MJV: The execution phase was both exciting and challenging. It’s when everything you've planned in Excel, PowerPoint and AutoCAD starts becoming a reality. From drapes to blinds, furniture to soft furnishings, and lighting, everything had to come together perfectly. It was like conducting an orchestra so everything plays to the same tune.
The journey was filled with emotions—there was a lot of joy, a lot of anger, a lot of irritation, a lot of heartache. But our home is now our baby, our pride and joy. Friends, family, and even strangers who visited have validated our choices, which has boosted my confidence. We also had a fantastic team of contractors, carpenters, painters, craftsmen and our landscape architect Anusha Babbar who played a vital role in making our dream home a reality.
MJV: You must evaluate thorough due diligence the property’s legal and structural aspects. Ensure that the paperwork is clear and that you have a comprehensive understanding of the property’s title. This is essential to avoid any legal complications down the line.
There are four things one needs to keep in mind: Proper planning is crucial. Create a realistic timeline for your project, and remember that delays can lead to budget overruns.
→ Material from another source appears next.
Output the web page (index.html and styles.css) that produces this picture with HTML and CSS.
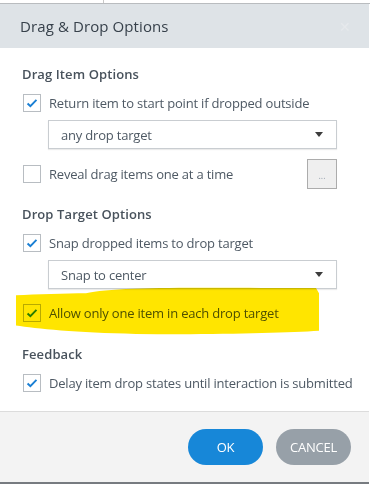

Consider the functionality of your space. Think about how to make it more attractive and practical. Understand the pros and cons of the area and design accordingly. For instance, we decided to invest in an elevator, a significant cost, for our two-storey villa that is designed for short-term holiday rentals because we understand going up and down can be cumbersome with luggage, especially for kids and senior citizens. Don’t limit yourself to mainstream options. Explore various sources and enjoy finding unique items that can make your space special. The execution phase is where everything comes to life. Ensure all elements come together smoothly. If done right, this phase can bring your vision to reality.